What is being asked:
Reproduce each line from the records that holds "index".

Records supplied:
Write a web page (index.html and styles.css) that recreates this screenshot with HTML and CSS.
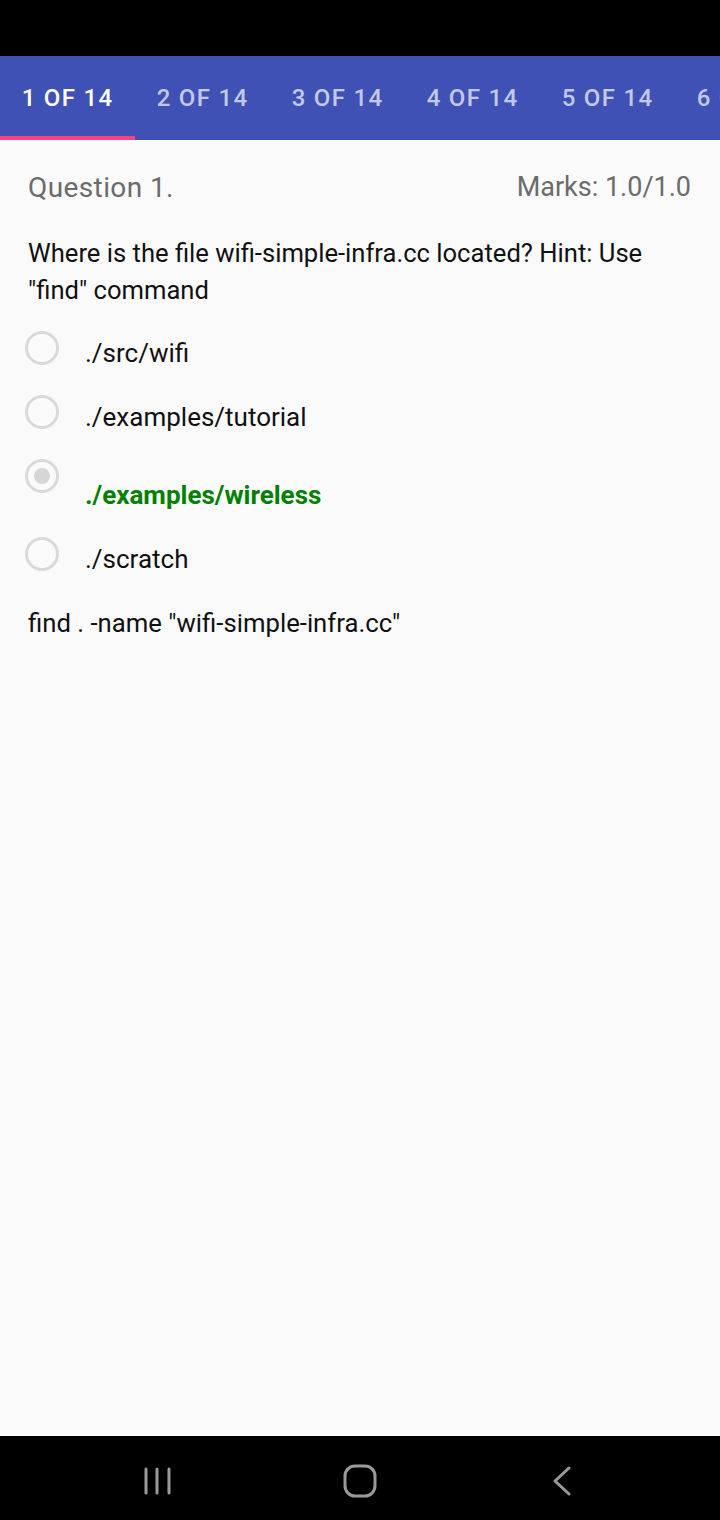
FILE: index.html
```html
<!DOCTYPE html>
<html>
<head>
<meta charset="utf-8">
<link rel="stylesheet" href="styles.css">
</head>
<body>
<div class="screen">
  <div class="statusbar"></div>
  <div class="tabs">
    <div class="tab active">1 OF 14</div>
    <div class="tab">2 OF 14</div>
    <div class="tab">3 OF 14</div>
    <div class="tab">4 OF 14</div>
    <div class="tab">5 OF 14</div>
    <div class="tab">6 OF 14</div>
  </div>
  <main class="content">
    <div class="qhead">
      <span class="qnum">Question 1.</span>
      <span class="marks">Marks: 1.0/1.0</span>
    </div>
    <p class="qtext">Where is the file wifi-simple-infra.cc located? Hint: Use "find" command</p>
    <div class="options">
      <div class="option"><span class="radio"></span><span class="label">./src/wifi</span></div>
      <div class="option"><span class="radio"></span><span class="label">./examples/tutorial</span></div>
      <div class="option"><span class="radio checked"></span><span class="label correct">./examples/wireless</span></div>
      <div class="option"><span class="radio"></span><span class="label">./scratch</span></div>
    </div>
    <p class="feedback">find . -name "wifi-simple-infra.cc"</p>
  </main>
  <nav class="navbar">
    <div class="navslot">
      <svg width="30" height="30" viewBox="0 0 30 30"><g stroke="#9a9a9a" stroke-width="3" stroke-linecap="round"><line x1="3" y1="3" x2="3" y2="27"/><line x1="14" y1="3" x2="14" y2="27"/><line x1="26" y1="3" x2="26" y2="27"/></g></svg>
    </div>
    <div class="navslot">
      <svg width="34" height="34" viewBox="0 0 34 34"><rect x="2" y="2" width="30" height="30" rx="10" fill="none" stroke="#9a9a9a" stroke-width="3"/></svg>
    </div>
    <div class="navslot">
      <svg width="22" height="30" viewBox="0 0 22 30"><polyline points="18,2 4,15 18,28" fill="none" stroke="#9a9a9a" stroke-width="3" stroke-linecap="round" stroke-linejoin="round"/></svg>
    </div>
  </nav>
</div>
</body>
</html>
```

FILE: styles.css
```css
* { box-sizing: border-box; }
html, body { margin: 0; padding: 0; }
body {
  font-family: Roboto, "Liberation Sans", sans-serif;
  background: #fafafa;
}
.screen {
  width: 720px;
  height: 1520px;
  display: flex;
  flex-direction: column;
  overflow: hidden;
  background: #fafafa;
}
.statusbar {
  height: 56px;
  background: #000;
  flex: none;
}
.tabs {
  height: 84px;
  flex: none;
  background: #3f51b5;
  display: flex;
  overflow: hidden;
}
.tab {
  flex: none;
  width: 135px;
  display: flex;
  align-items: center;
  justify-content: center;
  font-size: 24px;
  font-weight: 500;
  letter-spacing: 1.3px;
  color: rgba(255, 255, 255, 0.7);
  white-space: nowrap;
  padding-top: 4px;
  border-bottom: 4px solid transparent;
}
.tab.active {
  color: #fff;
  border-bottom-color: #ff4081;
}
.content {
  flex: 1;
  padding: 0 28px;
}
.qhead {
  display: flex;
  justify-content: space-between;
  align-items: center;
  margin-top: 29px;
  height: 36px;
  color: #6b6b6b;
}
.qnum {
  font-size: 28px;
  letter-spacing: 0.4px;
}
.marks {
  font-size: 27px;
  margin-right: 1px;
}
.qtext {
  margin: 30px 0 0;
  font-size: 25.6px;
  line-height: 37px;
  color: #111;
}
.options {
  display: flex;
  flex-direction: column;
  gap: 23px;
  margin-top: 22px;
}
.option {
  display: flex;
  align-items: flex-start;
}
.radio {
  flex: none;
  width: 34px;
  height: 34px;
  margin-left: -3px;
  border: 3px solid #d9d9d9;
  border-radius: 50%;
  display: flex;
  align-items: center;
  justify-content: center;
}
.radio.checked::after {
  content: "";
  width: 16px;
  height: 16px;
  border-radius: 50%;
  background: #d6d6d6;
}
.label {
  margin-left: 26px;
  padding-top: 4px;
  font-size: 26px;
  line-height: 37px;
  color: #111;
}
.label.correct {
  padding-top: 18px;
  color: #008000;
  font-weight: 700;
}
.feedback {
  margin: 27px 0 0;
  font-size: 25.7px;
  line-height: 37px;
  color: #111;
}
.navbar {
  height: 84px;
  flex: none;
  background: #000;
  display: flex;
  justify-content: center;
  align-items: center;
  padding-top: 6px;
}
.navslot {
  width: 202px;
  display: flex;
  justify-content: center;
  align-items: center;
}
```
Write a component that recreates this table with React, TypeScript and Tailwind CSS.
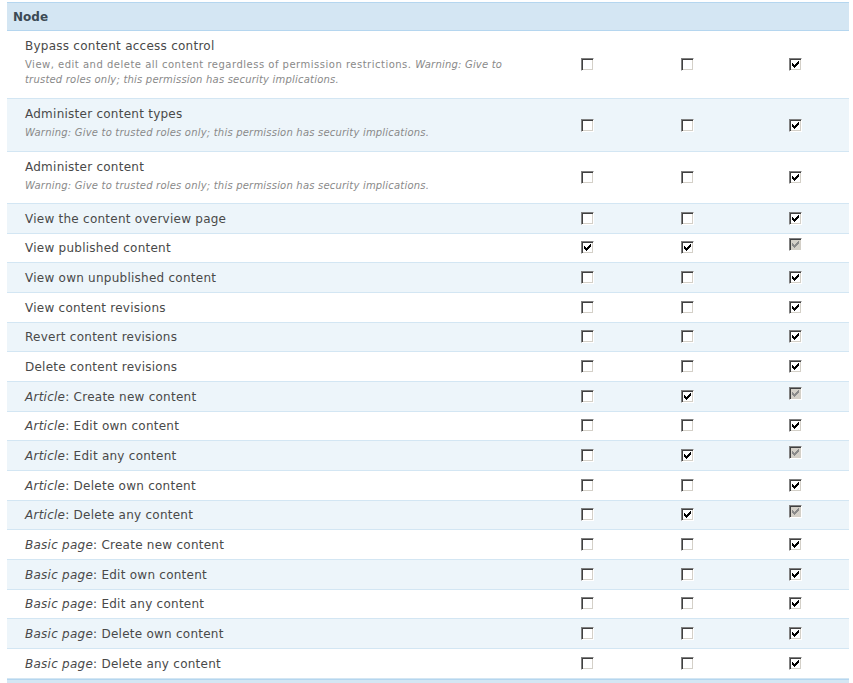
import React from 'react'

type Box = 0 | 1 | 2 // 0 = empty, 1 = checked, 2 = checked + disabled

type Perm = {
  type?: string
  title: string
  desc?: React.ReactNode
  boxes: [Box, Box, Box]
}

const warn = (
  <em className="tracking-[0.2px]">Warning: Give to trusted roles only; this permission has security implications.</em>
)

const perms: Perm[] = [
  {
    title: 'Bypass content access control',
    desc: (
      <>
        <span>View, edit and delete all content regardless of permission restrictions. </span>
        {warn}
      </>
    ),
    boxes: [0, 0, 1],
  },
  { title: 'Administer content types', desc: warn, boxes: [0, 0, 1] },
  { title: 'Administer content', desc: warn, boxes: [0, 0, 1] },
  { title: 'View the content overview page', boxes: [0, 0, 1] },
  { title: 'View published content', boxes: [1, 1, 2] },
  { title: 'View own unpublished content', boxes: [0, 0, 1] },
  { title: 'View content revisions', boxes: [0, 0, 1] },
  { title: 'Revert content revisions', boxes: [0, 0, 1] },
  { title: 'Delete content revisions', boxes: [0, 0, 1] },
  { type: 'Article', title: 'Create new content', boxes: [0, 1, 2] },
  { type: 'Article', title: 'Edit own content', boxes: [0, 0, 1] },
  { type: 'Article', title: 'Edit any content', boxes: [0, 1, 2] },
  { type: 'Article', title: 'Delete own content', boxes: [0, 0, 1] },
  { type: 'Article', title: 'Delete any content', boxes: [0, 1, 2] },
  { type: 'Basic page', title: 'Create new content', boxes: [0, 0, 1] },
  { type: 'Basic page', title: 'Edit own content', boxes: [0, 0, 1] },
  { type: 'Basic page', title: 'Edit any content', boxes: [0, 0, 1] },
  { type: 'Basic page', title: 'Delete own content', boxes: [0, 0, 1] },
  { type: 'Basic page', title: 'Delete any content', boxes: [0, 0, 1] },
]

// row heights (border included) for the rows that carry a description
const tallRows = ['h-[68px]', 'h-[53px]', 'h-[52px]']

function Checkbox({ state }: { state: Box }) {
  const disabled = state === 2
  return (
    <span
      className={
        'flex h-[13px] w-[13px] items-center justify-center border border-t-[#808080] border-l-[#808080] border-b-white border-r-white shadow-[inset_1px_1px_0_#404040,inset_-1px_-1px_0_#d4d0c8] ' +
        (disabled ? 'bg-[#d4d0c8] -translate-y-[3px]' : 'bg-white')
      }
    >
      {state > 0 && (
        <svg width="7" height="7" viewBox="0 0 7 7" className="block">
          <path
            d="M0 2v3h1v1h1v1h1v-1h1v-1h1v-1h1v-1h1v-3h-1v1h-1v1h-1v1h-1v1h-1v-1h-1v-1z"
            fill={disabled ? '#8a8a8a' : '#000'}
          />
        </svg>
      )}
    </span>
  )
}

export default function App() {
  return (
    <div className="min-h-[683px] bg-white font-['DejaVu_Sans',Verdana,sans-serif] text-[12px] tracking-[0.25px] text-[#494949]">
      <div className="ml-[7px] w-[842px] pt-[2px]">
        <div className="flex h-[29px] items-center border-y border-[#b5d6ef] bg-[#d4e6f3] pl-[6px] font-bold tracking-normal text-[#3c4a55]">
          Node
        </div>
        {perms.map((p, i) => {
          const tall = i < 3
          return (
            <div
              key={i}
              className={
                'grid grid-cols-[574px_100px_108px_1fr] border-b border-[#d3e6f3] ' +
                (i % 2 === 1 ? 'bg-[#edf5fa] ' : 'bg-white ') +
                (tall ? tallRows[i] : 'h-[29.67px]')
              }
            >
              <div className={'pl-[18px] ' + (tall ? 'pt-[6px]' : 'flex items-center pt-[1px]')}>
                <div className="leading-[18px]">
                  {p.type && <em>{p.type}</em>}
                  {p.type && ': '}
                  {p.title}
                </div>
                {p.desc && (
                  <div className="mt-[2px] max-w-[495px] text-[10px] leading-[15px] tracking-[0.5px] text-[#898989]">
                    {p.desc}
                  </div>
                )}
              </div>
              {p.boxes.map((b, j) => (
                <div key={j} className="flex items-center">
                  <Checkbox state={b} />
                </div>
              ))}
            </div>
          )
        })}
        <div className="h-[29px] border-t border-[#b5d6ef] bg-[#d4e6f3]" />
      </div>
    </div>
  )
}
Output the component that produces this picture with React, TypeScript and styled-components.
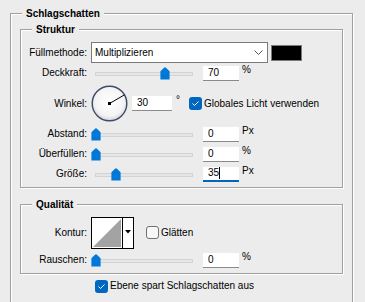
import React from 'react';
import styled, { createGlobalStyle } from 'styled-components';

const GlobalStyle = createGlobalStyle`
  html, body {
    margin: 0;
    padding: 0;
    overflow: hidden;
    background: #ececec;
  }

  body {
    font-family: 'Liberation Sans', Arial, sans-serif;
    font-size: 10px;
    color: #000;
  }
`;

const Panel = styled.div`
  width: 365px;
  box-sizing: border-box;
  padding: 7px 12px 0 10px;
`;

const Group = styled.fieldset<{ $inner?: boolean; $pad: string; $top?: number }>`
  margin: ${(p) => (p.$inner ? `${p.$top ?? 0}px 9px 0` : '0')};
  padding: ${(p) => p.$pad};
  border: 1px solid #a0a0a0;
  box-shadow: 1px 1px 0 #fff, inset 1px 1px 0 #fff;
  min-inline-size: 0;
`;

const Legend = styled.legend`
  margin-left: 11px;
  padding: 0 4px;
  font-weight: bold;
  line-height: 13px;
  background: #ececec;
`;

const Row = styled.div<{ $h: number }>`
  display: grid;
  grid-template-columns: 66px auto;
  column-gap: 4px;
  align-items: center;
  height: ${(p) => p.$h}px;
`;

const Label = styled.span`
  text-align: right;
  white-space: nowrap;
  line-height: 12px;
`;

const Controls = styled.div`
  display: flex;
  align-items: center;
`;

const Select = styled.div`
  width: 177px;
  height: 21px;
  box-sizing: border-box;
  border: 1px solid #7a7a7a;
  background: #fff;
  display: flex;
  align-items: center;
  justify-content: space-between;
  padding: 0 4px 0 3px;
  margin-right: 3px;
`;

const Swatch = styled.div`
  width: 31px;
  height: 16px;
  box-sizing: border-box;
  border: 1px solid #7a7a7a;
  background: #000;
`;

const SliderBox = styled.div`
  position: relative;
  width: 106px;
  height: 13px;
  margin-right: 6px;
  display: flex;
  align-items: flex-start;
  padding: 5px 4px 0;
  box-sizing: border-box;
`;

const Track = styled.div`
  flex: 1;
  height: 4px;
  box-sizing: border-box;
  background: #e6e6e6;
  border: 1px solid #d3d3d3;
`;

const Thumb = styled.svg`
  position: absolute;
  top: 0;
  width: 10px;
  height: 13px;
`;

const Field = styled.div<{ $w: number; $focus?: boolean }>`
  width: ${(p) => p.$w}px;
  height: 15px;
  box-sizing: border-box;
  background: #fff;
  border-bottom: ${(p) => (p.$focus ? '2px solid #0067c0' : '1px solid #8a8a8a')};
  padding-left: 5px;
  display: flex;
  align-items: center;
  line-height: 12px;
`;

const Caret = styled.span`
  width: 1px;
  height: 12px;
  background: #000;
`;

const Unit = styled.span`
  margin-left: 3px;
  margin-bottom: 6px;
  line-height: 12px;
`;

const Degree = styled.span`
  margin: 0 9px 8px 4px;
  line-height: 12px;
`;

const Dial = styled.svg`
  width: 37px;
  height: 37px;
  margin-right: 4px;
`;

const CheckBox = styled.span<{ $on?: boolean }>`
  width: 13px;
  height: 13px;
  box-sizing: border-box;
  border-radius: 3px;
  background: ${(p) => (p.$on ? '#0067c0' : '#f7f7f7')};
  border: ${(p) => (p.$on ? 'none' : '1px solid #707070')};
  display: inline-flex;
  align-items: center;
  justify-content: center;
  flex: none;
`;

const CheckText = styled.span`
  margin-left: 2px;
  line-height: 12px;
  white-space: nowrap;
`;

const Contour = styled.div`
  width: 43px;
  height: 32px;
  box-sizing: border-box;
  border: 1px solid #000;
  background: #fff;
  display: flex;
  margin-right: 12px;
`;

const ContourArrow = styled.div`
  flex: 1;
  border-left: 1px solid #000;
  display: flex;
  align-items: center;
  justify-content: center;
  padding-bottom: 2px;
`;

const FootRow = styled.div`
  display: flex;
  align-items: center;
  height: 20px;
  margin-top: 2px;
  padding-left: 84px;
`;

const Check = ({ on, text }: { on?: boolean; text: string }) => (
  <>
    <CheckBox $on={on}>
      {on && (
        <svg width="11" height="11" viewBox="0 0 11 11">
          <polyline points="2.5,5.5 4.5,7.5 8.5,3.5" fill="none" stroke="#fff" strokeWidth="1" />
        </svg>
      )}
    </CheckBox>
    <CheckText>{text}</CheckText>
  </>
);

const Slider = ({ pos }: { pos: number }) => (
  <SliderBox>
    <Track />
    <Thumb viewBox="0 0 10 13" style={{ left: Math.round(pos * 98) }}>
      <path d="M5 0.3 Q5.6 0.3 6.2 0.9 L9.6 4.2 V12.6 H0.4 V4.2 L3.8 0.9 Q4.4 0.3 5 0.3 Z" fill="#0078d7" />
    </Thumb>
  </SliderBox>
);

const SliderRow = ({ label, pos, value, unit, focus, h = 20 }: { label: string; pos: number; value: string; unit: string; focus?: boolean; h?: number }) => (
  <Row $h={h}>
    <Label>{label}</Label>
    <Controls>
      <Slider pos={pos} />
      <Field $w={36} $focus={focus}>
        {value}
        {focus && <Caret />}
      </Field>
      <Unit>{unit}</Unit>
    </Controls>
  </Row>
);

const App: React.FC = () => {
  const a = (30 * Math.PI) / 180;
  return (
    <>
      <GlobalStyle />
      <Panel>
        <Group $pad="3px 0 6px">
          <Legend>Schlagschatten</Legend>
          <Group $inner $pad="6px 0 3px">
            <Legend>Struktur</Legend>
            <Row $h={21}>
              <Label>Füllmethode:</Label>
              <Controls>
                <Select>
                  <span>Multiplizieren</span>
                  <svg width="9" height="5" viewBox="0 0 9 5">
                    <polyline points="0.5,0.5 4.5,4.5 8.5,0.5" fill="none" stroke="#555" strokeWidth="1" />
                  </svg>
                </Select>
                <Swatch />
              </Controls>
            </Row>
            <SliderRow label="Deckkraft:" pos={0.7} value="70" unit="%" />
            <Row $h={41}>
              <Label>Winkel:</Label>
              <Controls>
                <Dial viewBox="0 0 37 37">
                  <defs>
                    <radialGradient id="dialFill" cx="50%" cy="45%" r="55%">
                      <stop offset="0%" stopColor="#ffffff" />
                      <stop offset="75%" stopColor="#f4f4f4" />
                      <stop offset="100%" stopColor="#d4d4d8" />
                    </radialGradient>
                  </defs>
                  <circle cx="18.5" cy="18.5" r="17.3" fill="url(#dialFill)" stroke="#3d4a6c" strokeWidth="1.4" />
                  <line x1="18.5" y1="18.5" x2={18.5 + 16.8 * Math.cos(a)} y2={18.5 - 16.8 * Math.sin(a)} stroke="#000" strokeWidth="1" />
                  <rect x="17" y="17" width="3" height="3" fill="#000" />
                </Dial>
                <Field $w={40}>30</Field>
                <Degree>°</Degree>
                <Check on text="Globales Licht verwenden" />
              </Controls>
            </Row>
            <SliderRow label="Abstand:" pos={0} value="0" unit="Px" />
            <SliderRow label="Überfüllen:" pos={0} value="0" unit="%" />
            <SliderRow label="Größe:" pos={0.2} value="35" unit="Px" focus />
          </Group>
          <Group $inner $top={10} $pad="5px 0 2px">
            <Legend>Qualität</Legend>
            <Row $h={33}>
              <Label>Kontur:</Label>
              <Controls>
                <Contour>
                  <svg width="30" height="30" viewBox="0 0 30 30">
                    <polygon points="1,29 29,1 29,29" fill="#a3a3a3" />
                  </svg>
                  <ContourArrow>
                    <svg width="6" height="4" viewBox="0 0 6 4">
                      <polygon points="0,0 6,0 3,3.5" fill="#000" />
                    </svg>
                  </ContourArrow>
                </Contour>
                <Check text="Glätten" />
              </Controls>
            </Row>
            <SliderRow label="Rauschen:" pos={0} value="0" unit="%" h={22} />
          </Group>
          <FootRow>
            <Check on text="Ebene spart Schlagschatten aus" />
          </FootRow>
        </Group>
      </Panel>
    </>
  );
};

export default App;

Reply:
Write a web page (index.html and styles.css) that recreates this screenshot with HTML and CSS.
FILE: index.html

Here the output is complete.